● **EXERCISE GOAL**: Search the data for the string "this" and extract every line where it appears.

......

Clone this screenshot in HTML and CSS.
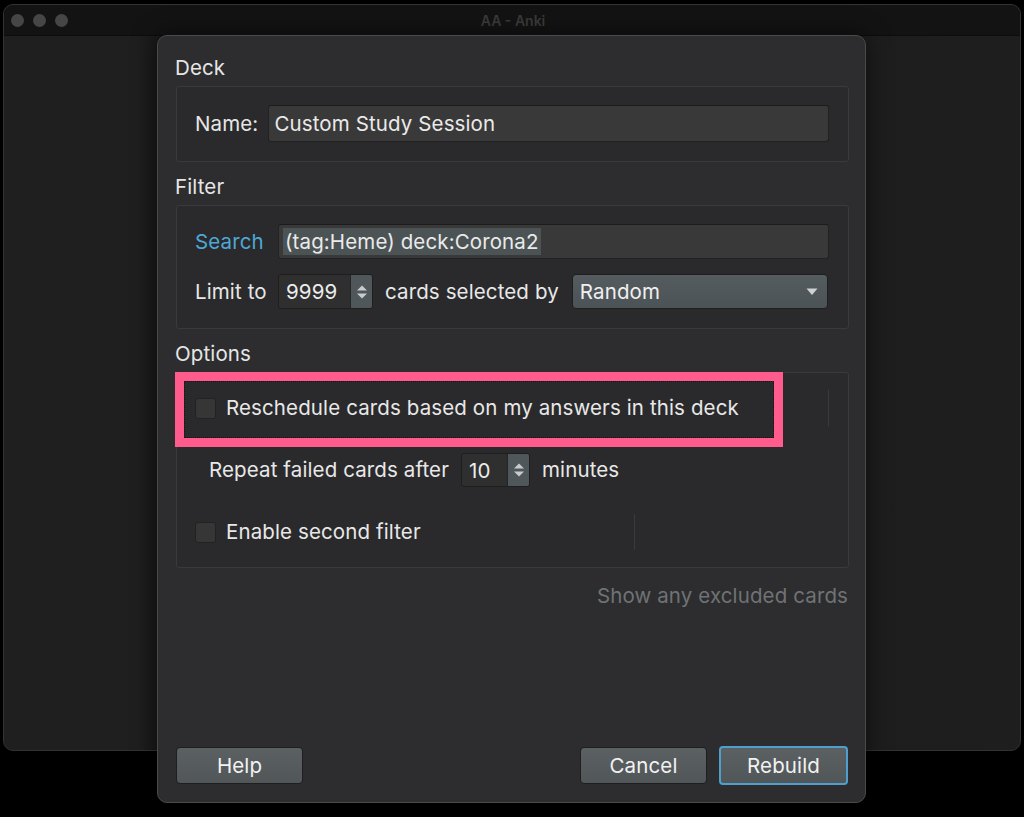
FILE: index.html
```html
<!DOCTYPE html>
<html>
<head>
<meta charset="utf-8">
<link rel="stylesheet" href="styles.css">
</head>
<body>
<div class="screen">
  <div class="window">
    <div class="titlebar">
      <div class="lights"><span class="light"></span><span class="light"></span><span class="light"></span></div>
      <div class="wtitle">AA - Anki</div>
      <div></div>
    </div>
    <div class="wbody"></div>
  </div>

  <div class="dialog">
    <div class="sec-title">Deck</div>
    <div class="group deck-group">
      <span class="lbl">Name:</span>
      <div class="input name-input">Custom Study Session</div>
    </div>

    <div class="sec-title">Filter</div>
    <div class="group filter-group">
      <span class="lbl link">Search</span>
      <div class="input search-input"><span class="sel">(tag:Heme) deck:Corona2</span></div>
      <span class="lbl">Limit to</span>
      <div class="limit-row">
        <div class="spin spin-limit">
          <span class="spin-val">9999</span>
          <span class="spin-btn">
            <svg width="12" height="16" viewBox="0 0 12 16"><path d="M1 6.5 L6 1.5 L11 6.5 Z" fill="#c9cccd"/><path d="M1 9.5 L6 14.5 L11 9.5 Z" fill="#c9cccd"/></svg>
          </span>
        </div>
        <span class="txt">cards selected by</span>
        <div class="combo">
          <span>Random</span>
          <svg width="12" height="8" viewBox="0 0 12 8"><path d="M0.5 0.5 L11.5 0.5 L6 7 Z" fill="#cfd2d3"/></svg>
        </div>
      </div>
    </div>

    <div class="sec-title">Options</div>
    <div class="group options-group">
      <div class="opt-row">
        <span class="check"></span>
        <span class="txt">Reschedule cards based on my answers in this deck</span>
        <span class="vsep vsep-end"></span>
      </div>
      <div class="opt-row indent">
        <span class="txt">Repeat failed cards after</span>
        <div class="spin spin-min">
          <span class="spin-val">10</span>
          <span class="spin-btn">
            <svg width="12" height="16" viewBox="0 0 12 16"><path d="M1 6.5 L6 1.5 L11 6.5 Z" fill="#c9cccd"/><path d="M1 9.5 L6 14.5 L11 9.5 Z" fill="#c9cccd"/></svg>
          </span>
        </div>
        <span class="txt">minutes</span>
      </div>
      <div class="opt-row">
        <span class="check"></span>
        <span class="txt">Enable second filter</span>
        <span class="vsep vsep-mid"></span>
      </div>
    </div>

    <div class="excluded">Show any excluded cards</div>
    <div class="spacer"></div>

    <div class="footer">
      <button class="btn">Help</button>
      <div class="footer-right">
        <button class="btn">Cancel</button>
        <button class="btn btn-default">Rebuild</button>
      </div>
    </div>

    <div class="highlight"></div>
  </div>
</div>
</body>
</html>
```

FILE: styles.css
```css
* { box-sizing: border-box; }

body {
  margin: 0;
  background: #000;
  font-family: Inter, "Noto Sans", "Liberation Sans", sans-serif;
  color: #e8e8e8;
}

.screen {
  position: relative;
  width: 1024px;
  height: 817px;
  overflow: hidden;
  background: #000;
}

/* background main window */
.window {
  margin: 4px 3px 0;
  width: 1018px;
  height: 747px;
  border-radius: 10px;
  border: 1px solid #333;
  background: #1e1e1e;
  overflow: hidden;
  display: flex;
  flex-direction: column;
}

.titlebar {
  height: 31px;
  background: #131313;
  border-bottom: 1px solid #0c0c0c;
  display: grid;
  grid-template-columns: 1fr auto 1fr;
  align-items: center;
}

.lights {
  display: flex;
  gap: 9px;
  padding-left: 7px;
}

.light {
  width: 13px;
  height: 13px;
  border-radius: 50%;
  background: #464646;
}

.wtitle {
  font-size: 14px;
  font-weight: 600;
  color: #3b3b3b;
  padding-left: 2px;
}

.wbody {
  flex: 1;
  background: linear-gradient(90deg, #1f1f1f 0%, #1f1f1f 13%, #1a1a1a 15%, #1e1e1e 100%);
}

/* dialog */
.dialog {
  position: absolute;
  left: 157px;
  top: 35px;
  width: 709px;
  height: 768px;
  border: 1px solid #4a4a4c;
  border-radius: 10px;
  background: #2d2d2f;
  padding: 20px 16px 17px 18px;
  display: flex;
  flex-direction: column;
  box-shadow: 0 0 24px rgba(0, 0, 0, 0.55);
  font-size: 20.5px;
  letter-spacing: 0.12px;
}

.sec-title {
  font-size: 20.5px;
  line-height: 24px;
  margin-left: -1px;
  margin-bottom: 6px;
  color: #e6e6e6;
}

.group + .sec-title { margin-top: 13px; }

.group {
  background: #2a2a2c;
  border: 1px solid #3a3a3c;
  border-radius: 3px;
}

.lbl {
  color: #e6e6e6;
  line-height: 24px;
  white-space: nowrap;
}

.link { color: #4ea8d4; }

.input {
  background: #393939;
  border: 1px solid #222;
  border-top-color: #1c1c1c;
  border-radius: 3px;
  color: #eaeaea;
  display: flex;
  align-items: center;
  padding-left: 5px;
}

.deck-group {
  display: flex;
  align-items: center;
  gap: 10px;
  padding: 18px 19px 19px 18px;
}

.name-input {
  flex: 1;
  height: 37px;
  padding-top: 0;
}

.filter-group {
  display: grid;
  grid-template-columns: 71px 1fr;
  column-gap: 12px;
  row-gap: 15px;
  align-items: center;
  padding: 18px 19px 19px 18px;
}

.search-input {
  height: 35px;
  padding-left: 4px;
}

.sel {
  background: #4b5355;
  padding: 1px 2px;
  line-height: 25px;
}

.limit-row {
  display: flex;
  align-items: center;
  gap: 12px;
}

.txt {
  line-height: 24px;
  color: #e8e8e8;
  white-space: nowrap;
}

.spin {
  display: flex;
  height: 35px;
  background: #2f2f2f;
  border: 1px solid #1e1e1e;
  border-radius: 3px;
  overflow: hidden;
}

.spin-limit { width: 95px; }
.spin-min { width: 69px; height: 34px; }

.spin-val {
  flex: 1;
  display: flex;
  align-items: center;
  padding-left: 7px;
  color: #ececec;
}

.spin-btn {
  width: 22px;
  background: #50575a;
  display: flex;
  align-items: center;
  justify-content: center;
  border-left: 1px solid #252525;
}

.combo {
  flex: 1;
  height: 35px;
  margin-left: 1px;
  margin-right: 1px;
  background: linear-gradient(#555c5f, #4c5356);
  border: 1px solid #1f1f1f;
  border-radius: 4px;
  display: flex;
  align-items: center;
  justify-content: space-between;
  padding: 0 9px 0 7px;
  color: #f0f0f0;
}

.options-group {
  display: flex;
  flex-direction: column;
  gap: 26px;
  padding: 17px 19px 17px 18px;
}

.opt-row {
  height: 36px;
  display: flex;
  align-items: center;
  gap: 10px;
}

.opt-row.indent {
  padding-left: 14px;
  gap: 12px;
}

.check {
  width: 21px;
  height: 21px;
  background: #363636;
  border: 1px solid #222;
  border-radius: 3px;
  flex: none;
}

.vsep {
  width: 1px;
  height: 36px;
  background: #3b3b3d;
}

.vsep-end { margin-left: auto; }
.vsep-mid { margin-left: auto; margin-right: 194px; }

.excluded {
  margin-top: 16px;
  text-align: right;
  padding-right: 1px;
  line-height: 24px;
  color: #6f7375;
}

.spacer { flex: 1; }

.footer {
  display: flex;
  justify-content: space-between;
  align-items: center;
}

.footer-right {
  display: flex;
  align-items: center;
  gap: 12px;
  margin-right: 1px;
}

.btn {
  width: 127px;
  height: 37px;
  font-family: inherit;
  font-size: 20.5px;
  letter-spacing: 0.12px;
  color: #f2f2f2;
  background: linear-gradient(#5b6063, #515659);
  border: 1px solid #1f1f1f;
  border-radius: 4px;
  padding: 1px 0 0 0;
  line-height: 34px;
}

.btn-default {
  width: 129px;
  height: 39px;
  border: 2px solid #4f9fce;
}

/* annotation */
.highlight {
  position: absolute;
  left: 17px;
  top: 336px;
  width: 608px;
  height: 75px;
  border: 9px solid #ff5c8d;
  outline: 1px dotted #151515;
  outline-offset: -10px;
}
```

......

● **SOLUTION TO THE EXERCISE**:
Clone this screenshot in HTML and CSS.
        <span class="txt">Reschedule cards based on my answers in this deck</span>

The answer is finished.